Safe Words: Offering Social Supports through Community Arts

A colour photo of two dancers strapped into wheelchairs. Jen, on hands and knees on Shay’s back. Each dancer gazes at their extended arm, smiling
Shay Erlich and Jenna Roy performing Safe Words. Photo: Jess Bullock (2019)
“There is usually a lot of confusion around what we do. It requires explanation,” says Jenna Roy, co-founder of The Cyborg Circus Project along with Shay Erlich. The confusion stems from the fact that the collective engages in both community art and social service. Both Shay and Jenna however feel that the two are interrelated. 

Established in 2018, The Cyborg Circus Project is a trans and disability led arts collective offering arts education, performance and social support to disabled young people. They run several community arts projects, have wheelchair dance projects and provide social support to youth.  Initiatives include the Lending Library that gives mobility devices and equipment to youth, allowing them to access Cyborg Circus programming and the broader community. 

“(For our arts programming) we think through what are all of the things that somebody needs to be able to be in this room, in this space with us,” says Shay. This requires an understanding that many youths will be skipping part-time work for the program, taking into account the challenges of transportation, putting in door-to-door or specialized transportation into the budget, and thinking about food and resources for childcare. Shay and Jenna understand that in order for their programs to be accessible, they have to think about the structural challenges for people with disabilities. Social service is essential for community art. 

“(Through community art) we want to create a place where disability is normalized. A place where disability is centered,” says Shay. Having dance programs allows them to create that space, where youths can come together and find resources, find a sense of community, a place where their competence is not doubted but rather encouraged. “Art (for us) is a catalyst for community change,” says Shay. 

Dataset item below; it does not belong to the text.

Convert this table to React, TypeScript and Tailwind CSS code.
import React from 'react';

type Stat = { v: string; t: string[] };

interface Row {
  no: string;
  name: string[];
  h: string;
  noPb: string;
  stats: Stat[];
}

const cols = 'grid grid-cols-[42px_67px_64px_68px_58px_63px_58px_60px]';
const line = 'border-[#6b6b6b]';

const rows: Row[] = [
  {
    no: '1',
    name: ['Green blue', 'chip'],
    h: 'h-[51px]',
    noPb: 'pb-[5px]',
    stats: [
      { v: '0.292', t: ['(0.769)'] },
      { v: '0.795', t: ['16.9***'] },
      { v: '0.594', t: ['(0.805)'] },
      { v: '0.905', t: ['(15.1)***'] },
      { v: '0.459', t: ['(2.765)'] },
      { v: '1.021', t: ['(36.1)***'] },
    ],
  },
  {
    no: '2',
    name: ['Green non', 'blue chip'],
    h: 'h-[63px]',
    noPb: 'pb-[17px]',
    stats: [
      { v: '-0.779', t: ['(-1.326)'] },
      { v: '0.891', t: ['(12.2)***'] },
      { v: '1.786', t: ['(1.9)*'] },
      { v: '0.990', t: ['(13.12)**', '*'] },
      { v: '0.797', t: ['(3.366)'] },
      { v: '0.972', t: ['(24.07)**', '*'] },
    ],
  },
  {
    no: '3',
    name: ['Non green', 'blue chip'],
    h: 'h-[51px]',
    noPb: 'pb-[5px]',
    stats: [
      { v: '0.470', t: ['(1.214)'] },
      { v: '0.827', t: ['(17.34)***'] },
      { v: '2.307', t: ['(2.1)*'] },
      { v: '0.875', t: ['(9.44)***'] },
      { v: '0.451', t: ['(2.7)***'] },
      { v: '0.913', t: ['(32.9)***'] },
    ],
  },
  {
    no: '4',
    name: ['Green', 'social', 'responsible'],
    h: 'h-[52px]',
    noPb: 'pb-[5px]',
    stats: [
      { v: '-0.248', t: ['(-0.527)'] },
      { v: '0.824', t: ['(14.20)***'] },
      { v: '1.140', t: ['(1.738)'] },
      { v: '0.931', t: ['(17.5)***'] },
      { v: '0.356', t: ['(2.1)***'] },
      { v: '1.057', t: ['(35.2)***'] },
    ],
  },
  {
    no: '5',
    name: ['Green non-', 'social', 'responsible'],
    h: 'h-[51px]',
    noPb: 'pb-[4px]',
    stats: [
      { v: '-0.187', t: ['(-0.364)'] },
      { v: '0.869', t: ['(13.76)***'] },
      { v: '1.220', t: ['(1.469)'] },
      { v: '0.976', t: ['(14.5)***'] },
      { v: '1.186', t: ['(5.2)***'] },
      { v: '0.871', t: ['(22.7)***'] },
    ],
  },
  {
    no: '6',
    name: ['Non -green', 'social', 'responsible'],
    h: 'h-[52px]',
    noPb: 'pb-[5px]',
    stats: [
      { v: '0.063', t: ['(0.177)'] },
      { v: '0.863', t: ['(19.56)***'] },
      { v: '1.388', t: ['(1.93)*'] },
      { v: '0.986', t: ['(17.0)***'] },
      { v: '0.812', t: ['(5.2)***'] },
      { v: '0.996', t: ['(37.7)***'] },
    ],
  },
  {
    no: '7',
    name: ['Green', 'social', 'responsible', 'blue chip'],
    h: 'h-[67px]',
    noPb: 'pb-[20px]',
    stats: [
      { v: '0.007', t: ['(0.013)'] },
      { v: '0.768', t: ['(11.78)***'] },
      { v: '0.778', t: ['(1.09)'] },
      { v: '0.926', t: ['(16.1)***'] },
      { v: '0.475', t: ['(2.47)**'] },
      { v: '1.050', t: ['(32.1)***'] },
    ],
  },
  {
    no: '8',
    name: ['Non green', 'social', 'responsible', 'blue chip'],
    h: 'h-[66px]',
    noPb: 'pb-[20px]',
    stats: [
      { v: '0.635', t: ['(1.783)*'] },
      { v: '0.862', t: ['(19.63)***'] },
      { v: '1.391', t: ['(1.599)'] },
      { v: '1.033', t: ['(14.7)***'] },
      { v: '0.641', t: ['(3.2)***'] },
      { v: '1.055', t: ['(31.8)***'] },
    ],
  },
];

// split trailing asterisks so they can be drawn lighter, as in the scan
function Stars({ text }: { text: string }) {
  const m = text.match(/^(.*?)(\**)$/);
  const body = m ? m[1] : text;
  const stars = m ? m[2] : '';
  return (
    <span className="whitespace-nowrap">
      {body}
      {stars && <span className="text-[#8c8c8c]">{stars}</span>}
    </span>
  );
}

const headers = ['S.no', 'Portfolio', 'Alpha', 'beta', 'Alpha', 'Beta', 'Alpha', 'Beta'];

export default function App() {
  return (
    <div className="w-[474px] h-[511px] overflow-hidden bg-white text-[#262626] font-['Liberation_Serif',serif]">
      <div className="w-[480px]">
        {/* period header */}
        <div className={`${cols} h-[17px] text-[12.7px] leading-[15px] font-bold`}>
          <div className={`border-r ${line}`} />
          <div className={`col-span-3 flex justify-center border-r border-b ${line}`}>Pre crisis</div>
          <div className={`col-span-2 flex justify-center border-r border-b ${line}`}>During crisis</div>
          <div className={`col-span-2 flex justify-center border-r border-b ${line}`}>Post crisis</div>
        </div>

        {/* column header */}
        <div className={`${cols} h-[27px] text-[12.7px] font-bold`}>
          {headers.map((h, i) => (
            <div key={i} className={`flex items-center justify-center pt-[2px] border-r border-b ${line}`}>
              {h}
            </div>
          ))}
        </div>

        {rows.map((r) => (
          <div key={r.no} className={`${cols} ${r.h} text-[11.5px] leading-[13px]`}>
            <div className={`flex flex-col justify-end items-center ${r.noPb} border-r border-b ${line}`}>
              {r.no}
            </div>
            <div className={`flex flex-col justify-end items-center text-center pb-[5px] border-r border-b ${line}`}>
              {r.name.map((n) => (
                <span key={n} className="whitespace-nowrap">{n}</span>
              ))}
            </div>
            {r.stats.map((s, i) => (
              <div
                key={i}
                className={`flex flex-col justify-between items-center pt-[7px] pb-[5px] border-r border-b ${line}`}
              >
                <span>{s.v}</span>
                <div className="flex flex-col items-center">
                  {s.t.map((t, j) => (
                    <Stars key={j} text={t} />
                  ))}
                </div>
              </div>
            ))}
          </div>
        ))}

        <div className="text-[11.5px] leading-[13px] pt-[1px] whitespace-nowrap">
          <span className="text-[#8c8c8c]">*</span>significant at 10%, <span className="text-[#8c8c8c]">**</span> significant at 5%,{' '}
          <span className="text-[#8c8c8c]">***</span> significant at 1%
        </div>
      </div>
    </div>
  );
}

“What also confuses people is that we are an organization for disabled people, run by disabled people,” says Shay. “People are used to seeing disabled people from a service recipient perspective.” Disrupting the ableist centric approach to everything is integral to the values of The Cyborg Circus Project. In 2019, Shay and Jenna began working on their dance project Safe Word. Created from wheelchair users’ real experiences in public spaces, Safe Words explores the issue of street harassment faced by disabled folks and questions the need to demonstrate hyper-competence in public to avoid harassment. It is a 20–25-minute contemporary Wheelchair Dance duet with original soundscape and their largest project to date.     

Colour photo of two dancers strapped to wheelchairs, laying face down on the floor. Jen’s arm is wrapped around Shay’s shoulder as they look intensely at each other.
Shay Erlich and Jenna Roy performing Safe Words. Photo: Jess Bullock (2019)

Shay and Jenna talk about how people have a certain expectation of what Wheelchair dance looks like. There is a certain perspective about what a person on a wheelchair is able to do and many of the audience comments that The Cyborg Circus Project get, reflects this lack of knowledge. They talk about the usual expectation of disability art is to be an “overcoming” story. “That's one of the few legible narratives of disability that non-disabled folks get readily access to,” adds Shay. Safe Word challenges this trope. 

In 2020 The Cyborg Circus Project received a TAC Dance Projects grant. “TAC was the first grant we got towards Safe Words,” says Shay. “It was really huge, to get that sense of confidence that people were interested and invested in this work, and that it had an appeal to a larger audience, not just disabled audiences.”

“It also felt important that the grant did not come through the disability stream,” adds Jenna. “Even though it is an important story about disability through dance.” 

Shay and Jenna are working on making a dance video for Safe Words. This wasn’t the original plan but emerged in the context of the pandemic. This will be their first dance video.